Dr. Niman earned a PhD in biochemistry at the University of Southern California in 1978, and as a coincidence, he and I worked in the same pathology/biochemistry laboratory at USC, separated only by time. His dissertation focused on feline retroviral expression in tumors. Working on his post-doctorate at the Scripps Clinic and Research Foundation, and later accepting a staff position, Dr. Niman began looking at making monoclonal antibodies using synthetic peptides. Data generated in 1982 demonstrated that the two technologies–monoclonal antibody and synthetic peptide technologies–could be combined. His work led to the popularity of the flu monoclonal antibody, which is widely used throughout the pharmaceutical, biotech, and research industries.  He also produced a broad panel of monoclonal antibodies against synthetic peptides of oncogenes and growth factors.

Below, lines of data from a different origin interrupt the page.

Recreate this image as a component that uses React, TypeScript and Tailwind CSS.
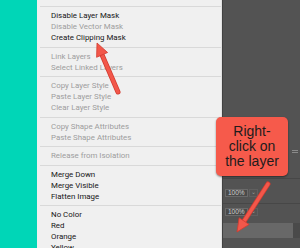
type Item = { label: string; off?: boolean }

const groups: Item[][] = [
  [{ label: 'Disable Layer Mask' }, { label: 'Disable Vector Mask', off: true }, { label: 'Create Clipping Mask' }],
  [{ label: 'Link Layers', off: true }, { label: 'Select Linked Layers', off: true }],
  [{ label: 'Copy Layer Style', off: true }, { label: 'Paste Layer Style', off: true }, { label: 'Clear Layer Style', off: true }],
  [{ label: 'Copy Shape Attributes', off: true }, { label: 'Paste Shape Attributes', off: true }],
  [{ label: 'Release from Isolation', off: true }],
  [{ label: 'Merge Down' }, { label: 'Merge Visible' }, { label: 'Flatten Image' }],
  [{ label: 'No Color' }, { label: 'Red' }, { label: 'Orange' }, { label: 'Yellow' }],
]

function Separator() {
  return (
    <div className="pt-[3.5px] pb-[3px] pl-[3px]">
      <div className="h-px bg-[#d9d9d9]" />
    </div>
  )
}

function PercentField({ value }: { value: string }) {
  return (
    <div className="flex items-center gap-[1px]">
      <div className="w-[23px] h-[8px] bg-[#4a4a4a] border border-[#6a6a6a] text-[6.5px] leading-[6px] text-[#cfcfcf] pl-[2px]">
        {value}
      </div>
      <div className="w-[9px] h-[8px] border border-[#5f5f5f] text-[6px] leading-[5px] text-[#9a9a9a] text-center">⌄</div>
    </div>
  )
}

function Arrow({ line, head }: { line: [number, number, number, number]; head: string }) {
  return (
    <g>
      <line x1={line[0]} y1={line[1]} x2={line[2]} y2={line[3]} stroke="#d23a2f" strokeWidth={5} strokeLinecap="round" />
      <line x1={line[0]} y1={line[1]} x2={line[2]} y2={line[3]} stroke="#f2574a" strokeWidth={3.5} strokeLinecap="round" />
      <polygon points={head} fill="#f2574a" stroke="#d23a2f" strokeWidth={0.8} strokeLinejoin="round" />
    </g>
  )
}

export default function App() {
  return (
    <div className="relative w-[300px] h-[248px] overflow-hidden flex font-['Liberation_Sans',Arial,sans-serif]">
      <div className="w-[37px] bg-[#00d6b7]" />

      <div className="w-[185px] bg-[#f0f0f0] border-r border-[#e2e2e2] pt-[2.5px] font-['Roboto',Arial,sans-serif]">
        {groups.map((group, gi) => (
          <div key={gi}>
            <Separator />
            {group.map((item) => (
              <div
                key={item.label}
                className={`h-[11px] pl-[14px] text-[7.9px] leading-[11px] whitespace-nowrap ${item.off ? 'text-[#9d9d9d]' : 'text-[#161616]'}`}
              >
                {item.label}
              </div>
            ))}
          </div>
        ))}
      </div>

      <div className="flex-1 bg-[#535353] border-l border-[#424242] flex flex-col">
        <div className="h-[146px]" />
        <div className="h-[33px] border-b border-[#474747] flex justify-end pr-[2px] pt-[4px]">
          <div className="w-[6px] flex flex-col gap-[1px]">
            <div className="h-px bg-[#8a8a8a]" />
            <div className="h-px bg-[#8a8a8a]" />
          </div>
        </div>
        <div className="h-[25px] border-b border-[#474747] pl-[2px] pt-[10px]">
          <PercentField value="100%" />
        </div>
        <div className="h-[19px] pl-[2px] pt-[4px]">
          <PercentField value="100%" />
        </div>
        <div className="h-[15px] flex">
          <div className="w-[70px] bg-[#686868]" />
          <div className="flex-1 bg-[#4a4a4a]" />
        </div>
      </div>

      <div className="absolute left-[216px] top-[117px] w-[72px] h-[59px] rounded-[5px] bg-[#f65a4b] shadow-[0_1px_2px_rgba(0,0,0,0.45)] flex flex-col items-center justify-center text-[14px] leading-[15px] text-[#221c1c]">
        <span>Right-</span>
        <span>click on</span>
        <span>the layer</span>
      </div>

      <svg className="absolute inset-0 pointer-events-none" width={300} height={248} viewBox="0 0 300 248">
        <Arrow line={[118, 92, 102.1, 54.9]} head="97,43 107.6,52.5 96.6,57.3" />
        <Arrow line={[268, 184, 244.1, 221.1]} head="237,232 249.1,224.4 239.1,217.8" />
      </svg>
    </div>
  )
}
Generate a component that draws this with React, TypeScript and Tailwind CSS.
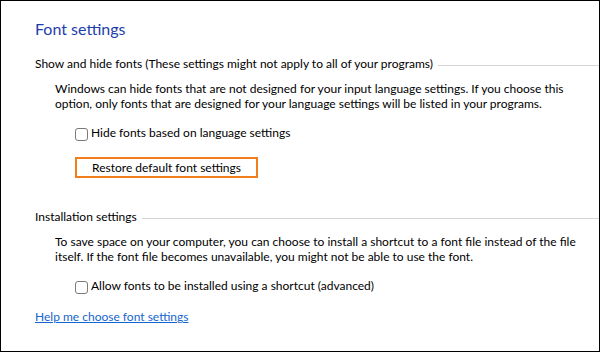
const FONT = "font-['Lato',_'Noto_Sans',_sans-serif]";

function GroupHeading({ label }: { label: string }) {
  return (
    <div className="flex h-[15px]">
      <span className="text-[12px] leading-[15px] text-black whitespace-nowrap">{label}</span>
      <div className="flex-1 h-px mt-[9px] ml-[5px] bg-[#d4d4d4]" />
    </div>
  );
}

function Checkbox({ label }: { label: string }) {
  return (
    <label className="flex items-start gap-[3px] pl-[40px] h-[15px]">
      <span className="mt-[3px] w-[13px] h-[13px] shrink-0 rounded-[3px] border border-[#7a7a7a] bg-white" />
      <span className="text-[12px] leading-[15px] text-black whitespace-nowrap">{label}</span>
    </label>
  );
}

export default function App() {
  return (
    <div className={`${FONT} w-[600px] h-[352px] bg-white border border-black pl-[34px] pt-[16px] overflow-hidden`}>
      <h1 className="text-[16px] leading-[24px] text-[#1c3eac]">Font settings</h1>

      <div className="mt-[15px]">
        <GroupHeading label="Show and hide fonts (These settings might not apply to all of your programs)" />
        <p className="mt-[10px] pl-[20px] text-[12px] leading-[15px] text-black whitespace-nowrap">
          Windows can hide fonts that are not designed for your input language settings. If you choose this
          <br />
          option, only fonts that are designed for your language settings will be listed in your programs.
        </p>
        <div className="mt-[14px]">
          <Checkbox label="Hide fonts based on language settings" />
        </div>
        <div className="mt-[17px] pl-[40px]">
          <button className="flex items-center justify-center w-[183px] h-[21px] border-2 border-[#f27e1b] bg-white text-[12px] leading-[15px] text-black">
            Restore default font settings
          </button>
        </div>
      </div>

      <div className="mt-[31px]">
        <GroupHeading label="Installation settings" />
        <p className="mt-[10px] pl-[20px] text-[12px] leading-[15px] text-black whitespace-nowrap">
          To save space on your computer, you can choose to install a shortcut to a font file instead of the file
          <br />
          itself. If the font file becomes unavailable, you might not be able to use the font.
        </p>
        <div className="mt-[14px]">
          <Checkbox label="Allow fonts to be installed using a shortcut (advanced)" />
        </div>
      </div>

      <a href="#" className="block mt-[16px] w-fit text-[12px] leading-[15px] text-[#1565d0] underline">
        Help me choose font settings
      </a>
    </div>
  );
}
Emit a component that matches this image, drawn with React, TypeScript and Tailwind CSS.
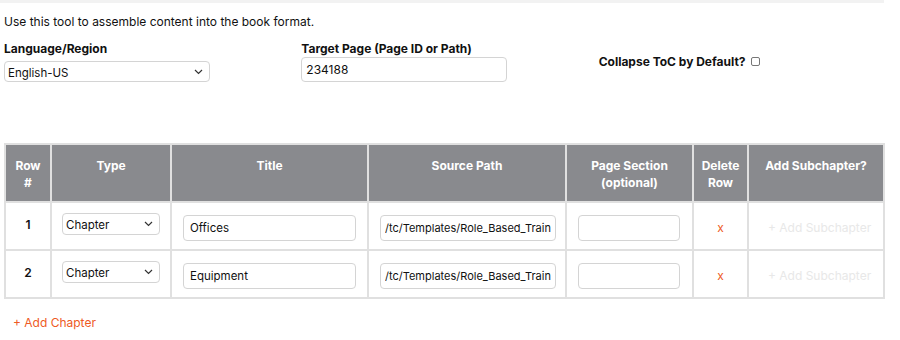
import React from 'react';

type Row = {
  id: number;
  type: string;
  title: string;
  source: string;
};

const rows: Row[] = [
  { id: 1, type: 'Chapter', title: 'Offices', source: '/tc/Templates/Role_Based_Training/Offices' },
  { id: 2, type: 'Chapter', title: 'Equipment', source: '/tc/Templates/Role_Based_Training/Equipment' },
];

const headers: { label: React.ReactNode; width: string }[] = [
  { label: <>Row<br />#</>, width: 'w-[46px]' },
  { label: 'Type', width: 'w-[120px]' },
  { label: 'Title', width: 'w-[197px]' },
  { label: 'Source Path', width: 'w-[198px]' },
  { label: <>Page Section<br />(optional)</>, width: 'w-[127px]' },
  { label: <>Delete<br />Row</>, width: 'w-[55px]' },
  { label: 'Add Subchapter?', width: 'w-[136px]' },
];

function Chevron() {
  return (
    <svg width="9" height="6" viewBox="0 0 9 6" fill="none" className="absolute right-[6px] top-1/2 -translate-y-1/2">
      <path d="M1 1l3.5 3.5L8 1" stroke="#333" strokeWidth="1.2" />
    </svg>
  );
}

function FakeSelect({ value, className }: { value: string; className: string }) {
  return (
    <div className={`relative flex items-center border border-[#d4d4d4] rounded-[4px] bg-white px-[3px] text-[11.5px] leading-[14px] text-[#111] ${className}`}>
      <span className="translate-y-[1px]">{value}</span>
      <Chevron />
    </div>
  );
}

export default function App() {
  return (
    <div className="w-[900px] h-[340px] bg-white text-[#111] overflow-hidden" style={{ fontFamily: 'Inter, "Noto Sans", sans-serif' }}>
      <div className="h-[3px] w-[884px] bg-[#f2f2f2]" />
      <p className="px-[4px] mt-[12px] text-[12px] leading-[14px]">Use this tool to assemble content into the book format.</p>

      <div className="grid grid-cols-3 items-center px-[4px] mt-[12px]">
        <div className="flex flex-col">
          <label className="text-[12px] font-bold leading-[15px]">Language/Region</label>
          <FakeSelect value="English-US" className="mt-[5px] w-[206px] h-[21px]" />
        </div>
        <div className="flex flex-col">
          <label className="text-[12px] font-bold leading-[15px]">Target Page (Page ID or Path)</label>
          <input
            className="mt-[1px] w-[206px] h-[25px] border border-[#d4d4d4] rounded-[4px] px-[4px] text-[12px] outline-none"
            defaultValue="234188"
            type="text"
          />
        </div>
        <div className="flex items-center gap-[5px]">
          <span className="text-[12px] font-bold">Collapse ToC by Default?</span>
          <span className="w-[9px] h-[9px] border border-[#777] rounded-[2px] bg-white" />
        </div>
      </div>

      <table className="ml-[4px] mt-[61px] border-collapse border-2 border-[#e0e0e0] table-fixed w-[881px]">
        <thead>
          <tr className="bg-[#898a8e] text-white">
            {headers.map((h, i) => (
              <th
                key={i}
                className={`${h.width} h-[58px] border-2 border-[#e0e0e0] align-top pt-[12px] text-[12px] font-bold leading-[17px]`}
              >
                {h.label}
              </th>
            ))}
          </tr>
        </thead>
        <tbody>
          {rows.map((row) => (
            <tr key={row.id} className="h-[48px]">
              <td className="border-2 border-[#e0e0e0] align-top pt-[13px] text-center text-[12px] font-semibold">{row.id}</td>
              <td className="border-2 border-[#e0e0e0] align-top pt-[10px] px-[10px]">
                <FakeSelect value={row.type} className="w-[98px] h-[22px]" />
              </td>
              <td className="border-2 border-[#e0e0e0] align-top pt-[11px] px-[11px]">
                <input
                  className="w-[173px] h-[26px] border border-[#d4d4d4] rounded-[4px] px-[6px] text-[11.5px] outline-none"
                  defaultValue={row.title}
                  type="text"
                />
              </td>
              <td className="border-2 border-[#e0e0e0] align-top pt-[11px] px-[11px]">
                <input
                  className="w-[176px] h-[26px] border border-[#d4d4d4] rounded-[4px] px-[4px] text-[11px] outline-none"
                  defaultValue={row.source}
                  type="text"
                />
              </td>
              <td className="border-2 border-[#e0e0e0] align-top pt-[11px] px-[11px]">
                <input
                  className="w-[102px] h-[26px] border border-[#d4d4d4] rounded-[4px] px-[4px] text-[12px] outline-none"
                  type="text"
                />
              </td>
              <td className="border-2 border-[#e0e0e0] align-top pt-[16px] text-center text-[12px] text-[#ee5a24]">x</td>
              <td className="border-2 border-[#e0e0e0] align-top pt-[16px] pl-[19px] text-[12px] text-[#e8e8e8]">+ Add Subchapter</td>
            </tr>
          ))}
        </tbody>
      </table>

      <button className="ml-[13px] mt-[15px] text-[12px] text-[#ee5a24]" type="button">
        + Add Chapter
      </button>
    </div>
  );
}
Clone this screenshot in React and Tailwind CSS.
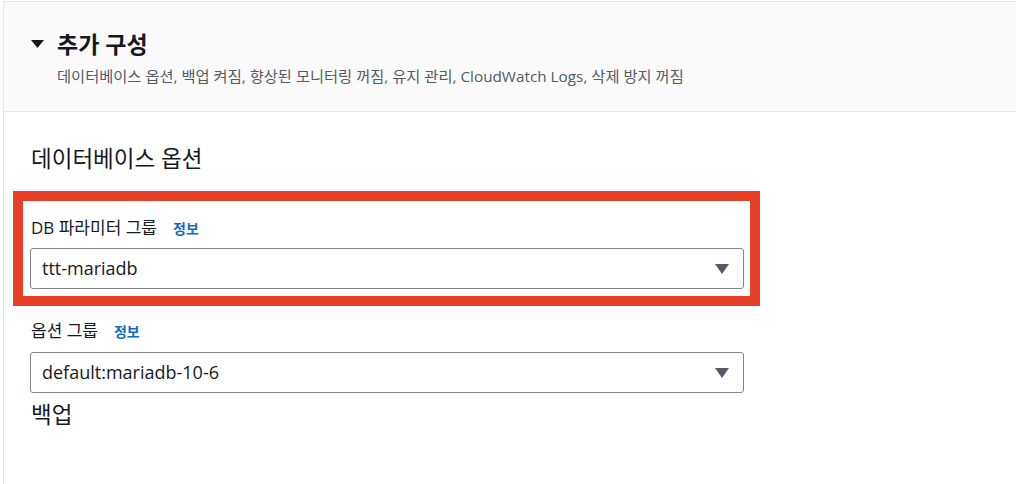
import React from 'react';

const font = { fontFamily: '"Open Sans", "Noto Sans CJK KR", sans-serif' };

function Caret() {
  return (
    <svg width="14" height="10" viewBox="0 0 14 10" className="shrink-0">
      <path d="M0 0 H14 L7 10 Z" fill="#545b64" />
    </svg>
  );
}

function Select({ value }) {
  return (
    <div className="flex items-center justify-between h-[41px] border border-[#7f8791] rounded-[3px] bg-white pl-[11px] pr-[14px]">
      <span className="text-[18px] text-[#16191f]">{value}</span>
      <Caret />
    </div>
  );
}

function FieldLabel({ children }) {
  return (
    <div className="flex items-center gap-[16px] h-[20px] pl-px">
      <span className="text-[17px] text-[#16191f]">{children}</span>
      <span className="text-[14px] font-bold text-[#0f6dba]">정보</span>
    </div>
  );
}

export default function App() {
  return (
    <div className="w-[1016px] h-[484px] bg-white pt-px overflow-hidden" style={font}>
      <div className="ml-[3px] h-full border-t border-l border-[#e3e6e8]">
        {/* -- header -- */}
        <div className="h-[110px] bg-[#fafafa] border-b border-[#e3e6e8] pl-[27px] pt-[26px]">
          <div className="flex items-center gap-[13px] h-[32px]">
            <svg width="13" height="8" viewBox="0 0 13 8">
              <path d="M0 0 H13 L6.5 8 Z" fill="#16191f" />
            </svg>
            <span className="text-[23px] font-bold text-[#16191f]">추가 구성</span>
          </div>
          <div className="ml-[26px] mt-[6px] text-[15.3px] text-[#545b64] leading-[20px]">
            데이터베이스 옵션, 백업 켜짐, 향상된 모니터링 꺼짐, 유지 관리, CloudWatch Logs, 삭제 방지 꺼짐
          </div>
        </div>

        {/* -- body -- */}
        <div className="pl-[26px] pt-[33px] w-[740px]">
          <div className="text-[22.5px] leading-[28px] text-[#16191f] pl-px">데이터베이스 옵션</div>

          <div className="mt-[18px] -ml-[17px] w-[747px] border-[10px] border-[#e84028] pt-[17px] pb-[7px] pl-[7px] pr-[6px]">
            <FieldLabel>DB 파라미터 그룹</FieldLabel>
            <div className="mt-[10px]">
              <Select value="ttt-mariadb" />
            </div>
          </div>

          <div className="mt-[15px]">
            <FieldLabel>옵션 그룹</FieldLabel>
          </div>
          <div className="mt-[11px] w-[714px]">
            <Select value="default:mariadb-10-6" />
          </div>

          <div className="mt-[8px] text-[22.5px] leading-[28px] text-[#16191f] pl-px">백업</div>
        </div>
      </div>
    </div>
  );
}
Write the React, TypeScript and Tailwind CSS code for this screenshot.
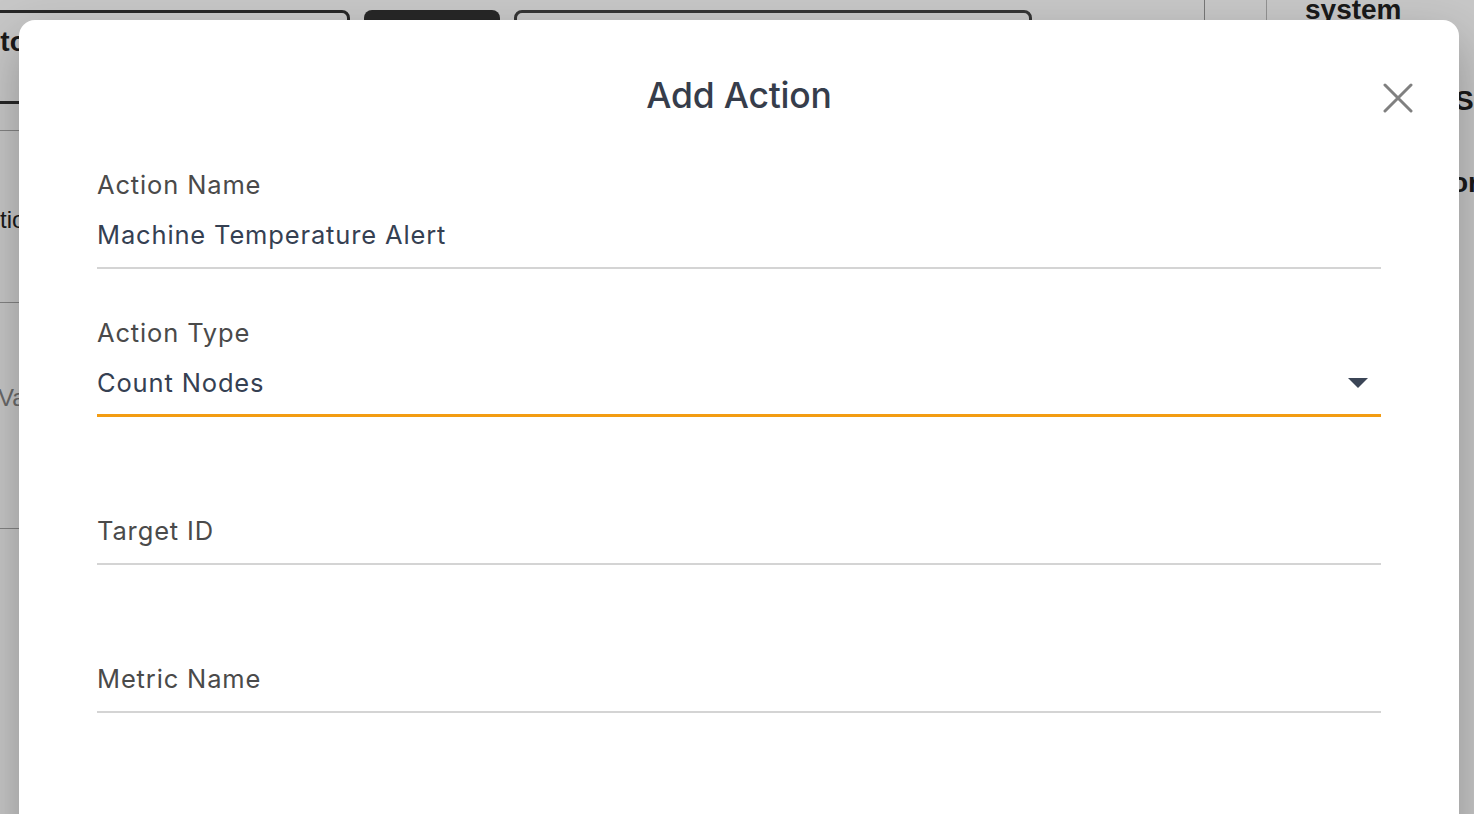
import { useState } from 'react';

type Field = {
    label: string;
    value?: string;
    select?: boolean;
    focused?: boolean;
};

const fields: Field[] = [
    { label: 'Action Name', value: 'Machine Temperature Alert' },
    { label: 'Action Type', value: 'Count Nodes', select: true, focused: true },
    { label: 'Target ID' },
    { label: 'Metric Name' },
];

function FormField({ field }: { field: Field }) {
    const filled = !!field.value;
    const border = field.focused
        ? 'border-b-[3px] border-[#f39c12] pb-[14px]'
        : 'border-b-2 border-[#d4d4d4] pb-[15px]';

    return (
        <div className={`flex flex-col ${border}`}>
            <div className="h-[30px] text-[25.5px] leading-[32px] tracking-[0.85px] text-[#4a4a4a]">
                {filled ? field.label : ''}
            </div>
            <div className="mt-[19px] flex h-[34px] items-center justify-between text-[25.5px] leading-[36px] tracking-[0.85px]">
                {filled ? (
                    <span className="text-[#354052]">{field.value}</span>
                ) : (
                    <span className="text-[#4a4a4a]">{field.label}</span>
                )}
                {field.select && (
                    <svg width="20" height="10" viewBox="0 0 20 10" className="mr-[13px]">
                        <path d="M0 0h20L10 10z" fill="#3b4556" />
                    </svg>
                )}
            </div>
        </div>
    );
}

function BackgroundPage() {
    return (
        <div className="flex h-full flex-col font-['Liberation_Sans',sans-serif] text-[#222]">
            {/* top toolbar */}
            <div className="flex h-[104px] items-start">
                <div className="ml-[-40px] mt-[10px] flex h-[94px] w-[390px] items-start rounded-lg border-[3px] border-[#333] pt-[13px] text-[28px] font-bold leading-[32px]">
                    Auto
                </div>
                <div className="ml-[14px] mt-[10px] h-[60px] w-[136px] rounded-lg bg-[#333]" />
                <div className="ml-[14px] mt-[10px] h-[60px] w-[518px] rounded-lg border-[3px] border-[#444]" />
                <div className="ml-[172px] h-[40px] w-px bg-[#999]" />
                <div className="ml-[61px] h-[40px] w-px bg-[#bbb]" />
                <div className="ml-[38px] mt-[-6px] text-[28px] font-bold leading-[32px]">system</div>
            </div>
            <div className="flex flex-1">
                <div className="flex w-[120px] flex-col">
                    <div className="mt-[26px] h-px bg-[#aaa]" />
                    <div className="ml-[-28px] flex h-[171px] items-center pt-[6px] text-[24px]">Action</div>
                    <div className="h-px bg-[#aaa]" />
                    <div className="ml-[-2px] h-[225px] pt-[80px] text-[24px] leading-[30px] text-[#888]">Value</div>
                    <div className="h-px bg-[#aaa]" />
                </div>
                <div className="flex-1" />
                <div className="flex w-[60px] flex-col pl-[41px] text-[28px] font-bold">
                    <div className="mt-[-24px]">Sc</div>
                    <div className="ml-[-4px] mt-[40px]">or</div>
                </div>
            </div>
        </div>
    );
}

export default function App() {
    const [open] = useState(true);

    return (
        <div className="relative h-[814px] w-full overflow-hidden bg-white">
            <BackgroundPage />
            {open && (
                <div className="absolute inset-0 bg-black/[0.22]">
                    <div className="ml-[19px] mt-[20px] h-[900px] w-[1440px] rounded-2xl bg-white px-[78px] pt-[54px] font-['Inter',sans-serif] shadow-[0_20px_50px_rgba(0,0,0,0.28)]">
                        <div className="relative flex items-center justify-center">
                            <h2 className="text-[35.5px] font-medium leading-[44px] tracking-[-0.2px] text-[#363d4b]">
                                Add Action
                            </h2>
                            <button className="absolute right-[-32px] top-[9px]" aria-label="Close">
                                <svg width="30" height="30" viewBox="0 0 30 30">
                                    <path d="M2 2l26 26M28 2L2 28" stroke="#808080" strokeWidth="3" strokeLinecap="round" />
                                </svg>
                            </button>
                        </div>
                        <div className="mt-[51px] flex flex-col gap-[48px]">
                            {fields.map((f) => (
                                <FormField key={f.label} field={f} />
                            ))}
                        </div>
                    </div>
                </div>
            )}
        </div>
    );
}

Dr. Niman subsequently had a joint appointment as Instructor in Surgery at Harvard/Massachusetts General Hospital and as Research Associate at the Shriner’s Burn Center across the street from Mass General. (These were research positions – he did not teach or do surgery.) Technology developed by Dr. Niman was used to form ProgenX, a cancer diagnostic company that became Ligand Pharmaceuticals. More recently, he has been studying infectious diseases and viral evolution.